Reuters.com

 

U.S. Appeals Court Reinstates Vatican Holocaust Suit

Mon Apr 18, 2005 07:46 PM ET

 

By Barbara Grady

SAN FRANCISCO (Reuters) - A federal appeals court on Monday reinstated a lawsuit brought by Holocaust survivors who sued the Vatican Bank on charges it laundered assets stolen from victims of Croatia's pro-Nazi World War II regime.

 

The U.S. 9th Circuit Court of Appeals decision reversed a lower court ruling that had dismissed the case on grounds that foreign policy rather than lawsuits should address such historical claims.

 

The three-judge panel ruled some of the plaintiffs' key claims -- such as ones relating to lost and looted property -- did not fall under the political question doctrine and said even the U.S. Supreme Court has left open the door to lawsuits that touch upon foreign diplomacy.

 

"We conclude that some of the claims are barred by the political question doctrine and some of the claims are justifiable," the court wrote. "Although the parties have multiple procedural and substantive challenges to overcome down the road, they are entitled to their day -- or years -- in court on the justifiable claims."

 

The elderly Holocaust survivors originally filed the lawsuit in U.S. federal court in San Francisco in 1999 against the Vatican Bank and the Franciscan Order.

 

The class action lawsuit accused the Vatican Bank of receiving hundreds of millions of dollars of gold and other assets looted from victims of Croatia's brutal Ustasha regime from 1941-1945. As many as 700,000 people, most of them Serbs, were killed at death camps run by the Nazi-allied government.

 

The plaintiffs also alleged the illicit funds may have been funneled to groups working to smuggle Nazis out of Europe after the war, including Adolf Eichmann.

 

The lawsuit, which the lower court dismissed in 2003, did not seek any specific monetary amount but instead asked for, at least initially, a review of how much money was involved.

 

The Vatican Bank, which has denied the allegations, had argued foreign policy, not lawsuits, should address such historical claims.

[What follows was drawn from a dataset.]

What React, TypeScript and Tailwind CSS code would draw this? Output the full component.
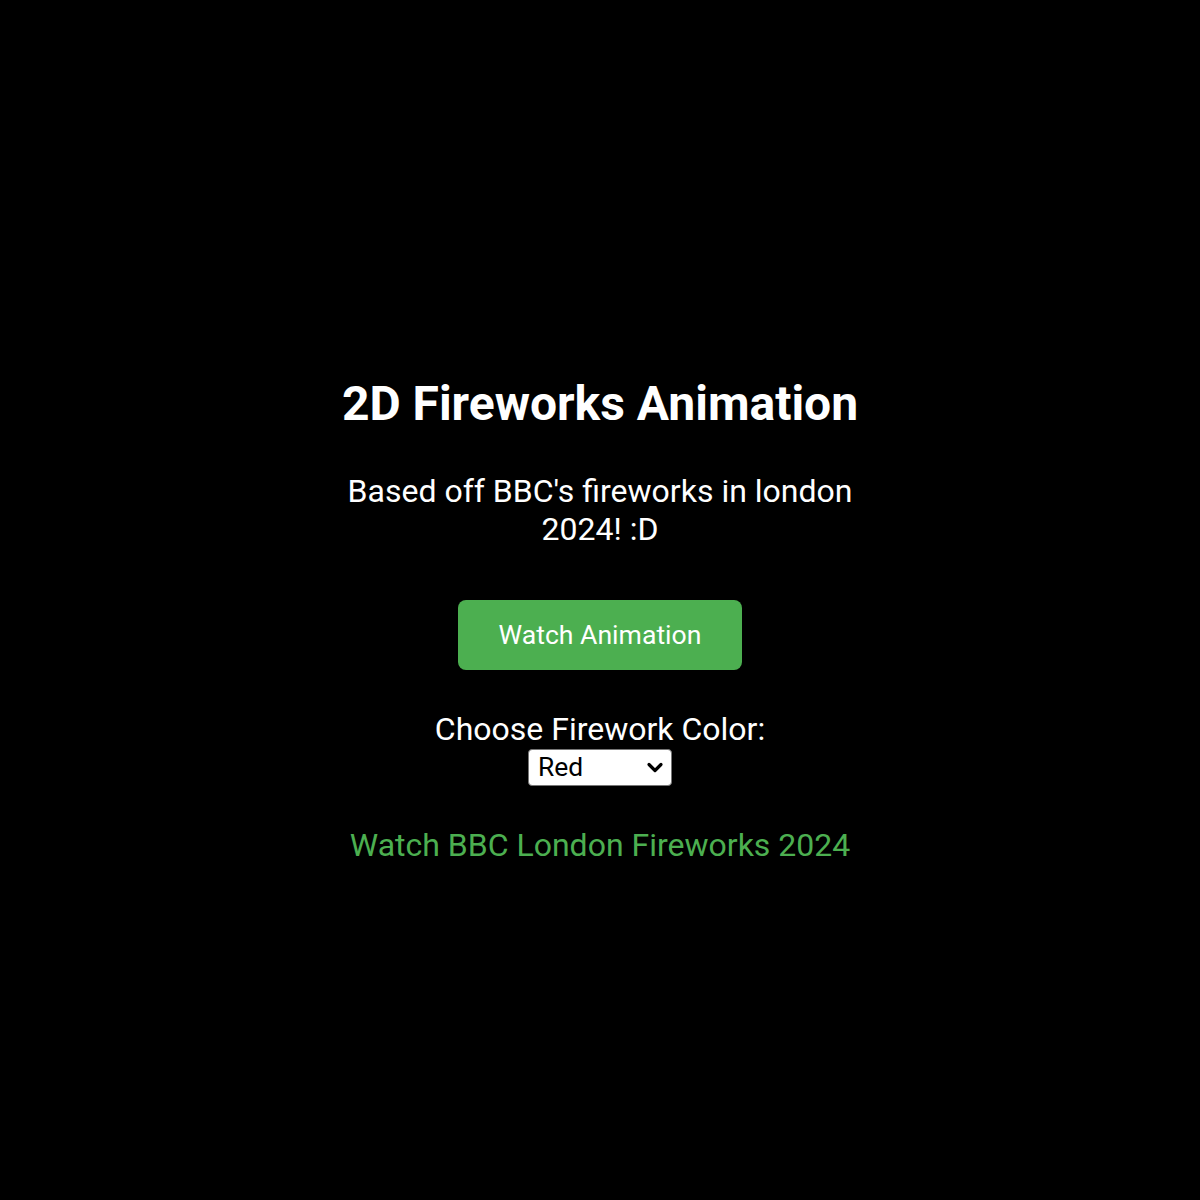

The bank's lawyer could not immediately be reached for comment.

 

The U.S. appeals court, however, did uphold the lower court's dismissal of some of the plaintiffs' allegations such as charges the Vatican Bank assisted the Nazi-allied Ustasha political movement, saying the issue was outside judicial jurisdiction.

 

But a lawyer representing the original 24 plaintiffs -- many of whom live in San Francisco -- expressed hope the case would move forward quickly as some of the survivors have been waiting more than 50 years for restitution.

 

"We're very pleased, very happy to have this case resurrected," said Kathryn Lee Boyd, who is a professor at Pepperdine University Law School. "We were successful on many of the claims -- the property claims were the meat of the case."